Thank you so much for sharing your thoughts and words on this subject. I will be sharing them with others.

veganelder said...

You wrote: "I can't help but think that anyone claiming to me that non-human animals are unable to develop emotional bonds with humans has simply never spent more than a few hours with a non-human animal."

True, or they are engaged in some serious reality distortion...and there are no small number of human animals actively pursuing such self-inflicted blindnesses.

Emotional attachment and reciprocal caring are necessary nourishments for our lives. Those that maintain the fiction that only human animals can provide such for us are damaged beings in need of assistance.

Gary said...

This is a beautiful post. It spoke to my heart. I'm still grieving each day for our rabbit Fiona, who died a month ago at 10 years old. She was such a huge part of my wife's and my life, and - having discovered companion animals relatively late in life, by accident - the first animal I ever lost. Nothing could prepare me for the profound sense of emptiness and sadness.

As painful as this is, it is outweighed by the amazing beautiful moments we shared for 8 1/2 years. Fiona groomed me, I petted her, she tossed toys off the futon and basked in our praise, she jumped on my lap and we played games, mostly ones she invented.
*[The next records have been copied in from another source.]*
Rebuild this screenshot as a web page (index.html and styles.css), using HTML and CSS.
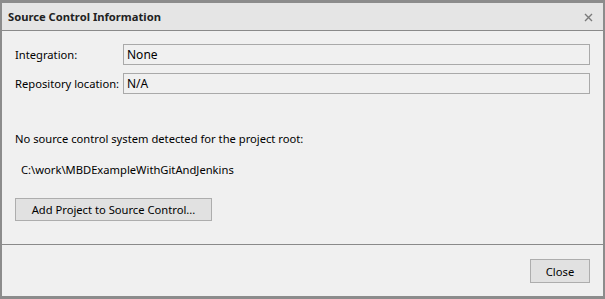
FILE: index.html
```html
<!DOCTYPE html>
<html lang="en">
<head>
  <meta charset="UTF-8">
  <title>Source Control Information</title>
  <link rel="stylesheet" href="styles.css">
</head>
<body>
  <div class="dialog">
    <div class="titlebar">
      <span class="title">Source Control Information</span>
      <svg class="close-x" width="9" height="9" viewBox="0 0 9 9">
        <path d="M1 1 L8 8 M8 1 L1 8" stroke="#7a7a7a" stroke-width="1.4"/>
      </svg>
    </div>

    <div class="content">
      <div class="row">
        <label class="lbl">Integration:</label>
        <div class="field">None</div>
      </div>
      <div class="row">
        <label class="lbl">Repository location:</label>
        <div class="field">N/A</div>
      </div>

      <p class="msg">No source control system detected for the project root:</p>
      <p class="path">C:\work\MBDExampleWithGitAndJenkins</p>

      <button class="btn add">Add Project to Source Control...</button>
    </div>

    <div class="footer">
      <button class="btn close">Close</button>
    </div>
  </div>
</body>
</html>
```

FILE: styles.css
```css
html, body {
  margin: 0;
  padding: 0;
}
body {
  font-family: "Noto Sans", "Open Sans", sans-serif;
  font-size: 11.2px;
  color: #000;
  background: #f0f0f0;
}
.dialog {
  width: 605px;
  height: 299px;
  box-sizing: border-box;
  border: 2px solid #8c8c8c;
  border-top-width: 3px;
  border-bottom-width: 3px;
  background: #f0f0f0;
  display: flex;
  flex-direction: column;
}
.titlebar {
  height: 27px;
  background: #e5e5e5;
  border-bottom: 1px solid #8a8a8a;
  display: flex;
  align-items: center;
  justify-content: space-between;
  padding: 0 10px 0 6px;
}
.title {
  font-weight: bold;
  color: #222;
}
.close-x {
  margin-top: 1px;
}
.content {
  flex: 1;
  padding: 13px 13px 0 13px;
  border-bottom: 1px solid #8a8a8a;
}
.row {
  display: flex;
  align-items: center;
  margin-bottom: 8px;
}
.lbl {
  width: 108px;
  white-space: nowrap;
}
.field {
  flex: 1;
  height: 19px;
  line-height: 19px;
  border: 1px solid #a9a9a9;
  background: #f0f0f0;
  padding-left: 3px;
  font-size: 12px;
}
.msg {
  margin: 36px 0 0 0;
  line-height: 17px;
}
.path {
  margin: 14px 0 0 6px;
  line-height: 17px;
}
.btn {
  font-family: inherit;
  font-size: 11.2px;
  background: #e1e1e1;
  border: 1px solid #adadad;
  color: #000;
  padding: 0;
}
.add {
  margin-top: 20px;
  width: 197px;
  height: 23px;
}
.footer {
  height: 51px;
  display: flex;
  justify-content: flex-end;
  align-items: flex-start;
  padding: 14px 13px 0 0;
  box-sizing: border-box;
}
.close {
  width: 60px;
  height: 24px;
}
```
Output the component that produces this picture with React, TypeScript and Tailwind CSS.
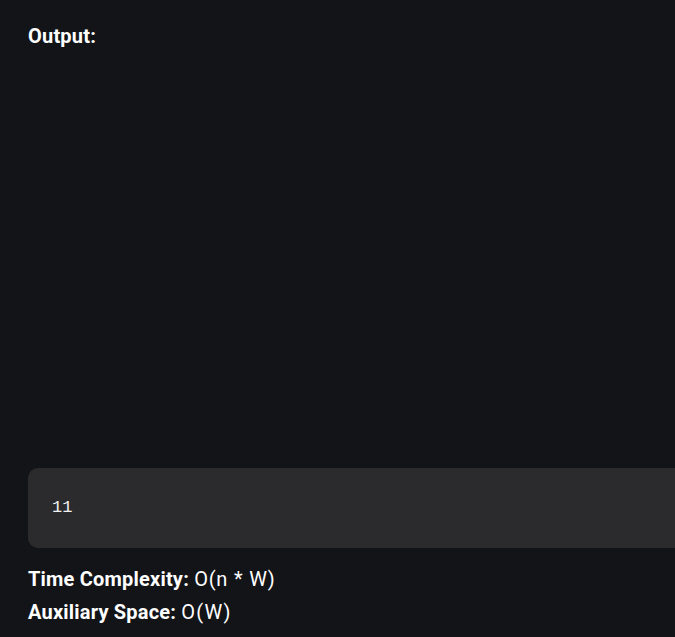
export default function App() {
  return (
    <div
      className="min-h-[637px] w-[675px] overflow-hidden bg-[#131418] text-white"
      style={{ fontFamily: "Roboto, 'Noto Sans', sans-serif" }}
    >
      <div className="pl-[28px] pt-[22px]">
        <p className="text-[20px] font-bold leading-[28px] tracking-[0.2px]">Output:</p>
        <div className="h-[418px]" />
        <div className="-mr-[20px] flex h-[80px] items-center rounded-l-[10px] bg-[#2b2b2d] pl-[24px]">
          <span className="text-[17px] text-[#f2f2f2]" style={{ fontFamily: "'Liberation Mono', monospace" }}>
            11
          </span>
        </div>
        <div className="mt-[15px] text-[20px] leading-[33px] tracking-[0.2px]">
          <p>
            <span className="font-bold">Time Complexity:</span>{" "}
            <span className="tracking-[0.8px]">O(n * W)</span>
          </p>
          <p>
            <span className="font-bold">Auxiliary Space:</span>{" "}
            <span className="tracking-[1.2px]">O(W)</span>
          </p>
        </div>
      </div>
    </div>
  );
}
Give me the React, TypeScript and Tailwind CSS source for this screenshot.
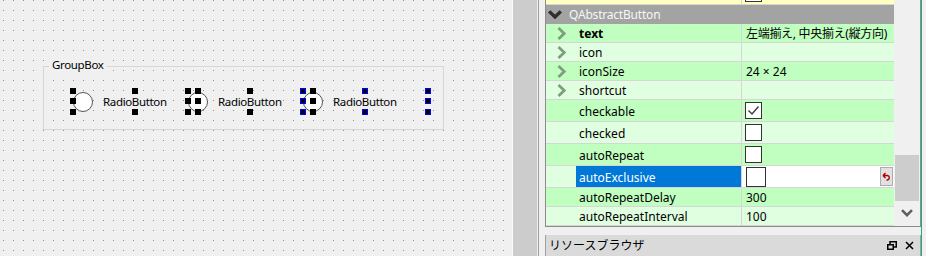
import React from "react";

const A = "bg-[#c0ffc0]";
const B = "bg-[#e0ffe0]";

function ChevronRight() {
  return (
    <svg width="9" height="13" viewBox="0 0 9 13" className="shrink-0">
      <path d="M1.5 1 L7.2 6.5 L1.5 12" fill="none" stroke="#7e9f7e" strokeWidth="2.8" />
    </svg>
  );
}

function ChevronDown({ color, w = 12, h = 8, sw = 2.6 }: { color: string; w?: number; h?: number; sw?: number }) {
  return (
    <svg width={w} height={h} viewBox="0 0 12 8" className="shrink-0" preserveAspectRatio="none">
      <path d="M1 1.2 L6 6.2 L11 1.2" fill="none" stroke={color} strokeWidth={sw} />
    </svg>
  );
}

function CheckBox({ checked = false, big = false }: { checked?: boolean; big?: boolean }) {
  return (
    <div
      className={
        big
          ? "w-[20px] h-[20px] border border-[#333333] bg-white"
          : "w-[17px] h-[17px] border border-[#333333] bg-white flex items-center justify-center"
      }
    >
      {checked && (
        <svg width="15" height="15" viewBox="0 0 15 15">
          <path d="M2.5 7.5 L6 11 L12.5 3.5" fill="none" stroke="#3a3a3a" strokeWidth="1.4" />
        </svg>
      )}
    </div>
  );
}

type RowProps = {
  bg: string;
  name: string;
  bold?: boolean;
  expandable?: boolean;
  tall?: boolean;
  value?: React.ReactNode;
};

function Row({ bg, name, bold, expandable, tall, value }: RowProps) {
  const shift = tall ? "pt-[3px]" : "pt-[1px]";
  return (
    <div className={`flex ${tall ? "h-[22px]" : "h-[19px]"} border-b border-[#d6d6d6] ${bg}`}>
      <div className="w-[196px] border-r border-[#d6d6d6] flex items-center">
        {expandable ? (
          <div className="flex items-center pl-[11px]">
            <ChevronRight />
            <span className={`ml-[13px] ${shift} ${bold ? "font-bold" : ""}`}>{name}</span>
          </div>
        ) : (
          <span className={`pl-[33px] ${shift}`}>{name}</span>
        )}
      </div>
      <div className={`flex-1 flex items-center pl-[4px] ${tall ? "" : "pt-[1px]"}`}>{value}</div>
    </div>
  );
}

function Handle({ x, y, blue }: { x: number; y: number; blue?: boolean }) {
  return (
    <div
      className={
        blue
          ? "absolute w-[6px] h-[6px] bg-black border border-[#0000ff]"
          : "absolute w-[6px] h-[6px] bg-black"
      }
      style={{ left: x, top: y }}
    />
  );
}

function Radio({ left }: { left: number }) {
  return (
    <div className="absolute top-[24px] w-[125px] h-[21px] flex items-center" style={{ left }}>
      <div className="w-[20px] h-[20px] rounded-full border border-[#555555] bg-white shrink-0" />
      <span className="ml-[10px] text-black text-[11.5px] tracking-[-0.35px]">RadioButton</span>
    </div>
  );
}

function Handles({ left, blue }: { left: number; blue?: boolean }) {
  const xs = [left - 3, left + 59, left + 122];
  const ys = [21, 31, 42];
  return (
    <>
      <Handle x={xs[0]} y={ys[0]} blue={blue} />
      <Handle x={xs[0]} y={ys[1]} blue={blue} />
      <Handle x={xs[0]} y={ys[2]} blue={blue} />
      <Handle x={xs[1]} y={ys[0]} blue={blue} />
      <Handle x={xs[1]} y={ys[2]} blue={blue} />
      <Handle x={xs[2]} y={ys[0]} blue={blue} />
      <Handle x={xs[2]} y={ys[1]} blue={blue} />
      <Handle x={xs[2]} y={ys[2]} blue={blue} />
    </>
  );
}

export default function App() {
  return (
    <div className="w-[926px] h-[256px] flex bg-[#f0f0f0] text-[12px] text-black overflow-hidden [font-family:'Noto_Sans','Noto_Sans_CJK_JP',sans-serif]">
      {/* Form canvas */}
      <div className="relative w-[512px] h-full bg-[#f0f0f0] pt-[66px] pl-[43px]">
        <svg className="absolute inset-0" width="512" height="256">
          <defs>
            <pattern id="dots" x="3" y="0" width="10" height="10" patternUnits="userSpaceOnUse">
              <rect width="1" height="1" fill="#8f8f8f" />
            </pattern>
          </defs>
          <rect width="512" height="256" fill="url(#dots)" />
        </svg>
        <div className="relative w-[401px] h-[64px] border border-[#d6d6d6]">
          <span className="absolute -top-[10px] left-[5px] px-[3px] bg-[#f0f0f0] leading-[16px] text-[11.5px] tracking-[-0.35px]">GroupBox</span>
          <Radio left={29} />
          <Radio left={144} />
          <Radio left={259} />
          <Handles left={29} />
          <Handles left={144} />
          <Handles left={259} blue />
        </div>
      </div>

      {/* splitter */}
      <div className="w-px h-full bg-[#fbfbfb]" />
      <div className="w-[24px] h-full bg-[#cccccc]" />
      <div className="w-px h-full bg-[#f0f0f0]" />

      {/* Right panel */}
      <div className="flex h-full border-l border-[#a0a0a0] pl-[6px] flex-1">
        <div className="w-[376px] flex flex-col">
          {/* property tree */}
          <div className="h-[227px] flex border-x border-b border-[#8c8c8c]">
            <div className="w-[348px] h-[226px] overflow-hidden flex flex-col">
              <div className="flex h-[22px] -mt-[17px] shrink-0 border-b border-[#d6d6d6] bg-[#ffffc0]">
                <div className="w-[196px] border-r border-[#d6d6d6]" />
                <div className="flex-1 flex items-center pl-[3px]">
                  <CheckBox />
                </div>
              </div>
              <div className="flex items-center h-[19px] shrink-0 bg-[#a3a3a3] pl-[2px]">
                <ChevronDown color="#2e2e2e" w={14} h={9} sw={3} />
                <span className="ml-[7px] pt-[1px] text-[#f7f7f7] tracking-[-0.2px]">QAbstractButton</span>
              </div>
              <Row bg={A} name="text" bold expandable value={<span className="tracking-[-0.3px]">左端揃え, 中央揃え(縦方向)</span>} />
              <Row bg={B} name="icon" expandable />
              <Row bg={A} name="iconSize" expandable value={<span>24 × 24</span>} />
              <Row bg={B} name="shortcut" expandable />
              <Row bg={A} name="checkable" tall value={<div className="-ml-[1px]"><CheckBox checked /></div>} />
              <Row bg={B} name="checked" tall value={<div className="-ml-[1px]"><CheckBox /></div>} />
              <Row bg={A} name="autoRepeat" tall value={<div className="-ml-[1px]"><CheckBox /></div>} />
              <div className={`flex h-[22px] border-b border-[#d6d6d6] ${B}`}>
                <div className="w-[196px] border-r border-[#d6d6d6] pl-[30px] flex">
                  <div className="flex-1 bg-[#0078d7] text-white flex items-center pl-[3px] pt-[3px]">autoExclusive</div>
                </div>
                <div className="flex-1 bg-white flex items-center justify-between pl-[4px] pr-[1px]">
                  <CheckBox big />
                  <div className="w-[13px] h-[19px] bg-[#e1e1e1] border border-[#adadad] flex items-center justify-center">
                    <svg width="9" height="9" viewBox="0 0 9 9">
                      <path d="M1 3.5 L3.5 1 M1 3.5 L3.5 6 M1 3.5 H5.5 A2.3 2.3 0 0 1 5.5 8 H4.5" fill="none" stroke="#b00000" strokeWidth="1.4" />
                    </svg>
                  </div>
                </div>
              </div>
              <Row bg={A} name="autoRepeatDelay" value={<span>300</span>} />
              <Row bg={B} name="autoRepeatInterval" value={<span>100</span>} />
            </div>
            {/* scrollbar */}
            <div className="w-[26px] h-[226px] bg-[#f0f0f0] flex flex-col">
              <div className="mt-[155px] h-[46px] mx-[1px] bg-[#cdcdcd]" />
              <div className="h-[24px] flex items-center justify-center">
                <ChevronDown color="#606060" w={12} h={8} />
              </div>
            </div>
          </div>
          {/* gap */}
          <div className="h-[8px]" />
          {/* dock title */}
          <div className="h-[21px] flex items-center bg-[#dadada] border-x border-[#a0a0a0] pl-[3px] pr-[5px]">
            <span className="flex-1">リソースブラウザ</span>
            <svg width="10" height="9" viewBox="0 0 10 9" className="mr-[8px]">
              <path d="M3 3 V0.75 H9.25 V6 H6.5" fill="none" stroke="#000" strokeWidth="1.5" />
              <rect x="0.75" y="3.75" width="5.5" height="4.5" fill="none" stroke="#000" strokeWidth="1.5" />
            </svg>
            <svg width="9" height="9" viewBox="0 0 9 9" className="mr-[1px]">
              <path d="M1 1 L8 8 M8 1 L1 8" stroke="#000" strokeWidth="1.5" />
            </svg>
          </div>
        </div>
        <div className="w-px h-full bg-[#2aa58a]" />
        <div className="flex-1 h-full bg-[#f0f0f0]" />
      </div>
    </div>
  );
}
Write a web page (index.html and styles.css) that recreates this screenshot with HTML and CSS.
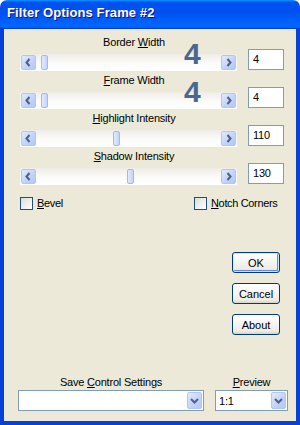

Each night she flopped, care-free and happy, between my wife and me as we lazily watched TV and read books, stopping frequently to pet Fiona or give her a nose rub.

Your comment about one loss leading to fear of another struck a chord. Not until Fiona passed did we start to worry about our 14-year old cat, Mike. He's healthy now, but all of a sudden, uncomfortable thoughts about the road ahead creep into our minds periodically.

Fiona's passing has forced us not to take anything for granted. I think we've always been good about showing our animals affection and accomodating their desires and needs, but now we are even more dedicated to producing happy purrs each day from Mike, as well as happy naps, playing, adventures, and companonship. Each day is precious.

I like what you said also about living with animals. Fiona enjoyed her life with us. We developed close bonds. She was part of our family and we loved her, and she displayed her affection every day. She let us into her magical world and it was a beautiful fulfilling relationship for all of us. We'll never, ever forget her and all she taught us. We love you, little Fiona.

M said...

Gary, I'm glad that you had the time you did with Fiona and am truly sorry for your loss. Like you, I find myself now treating each day as precious with my three older cats, Zeus, Sophie and Sammy. I feel guilty days I'm too busy to spend as much time with them as I'd like, guilty that I'm not bringing enough extra laps home for them to explore -- others with whom they can play and from whom they can get scritches. They're not kittens anymore and every day that passes leaves me more and more aware of this and of the reality that my time with them is limited. Each of them has been a part of my life for at least a dozen years now and I love them like family, because they are my family. The gratefulness I'll always feel for time spent with them will always outweigh any hurt that will surely come from their leaving, though. I'll never forget them, either.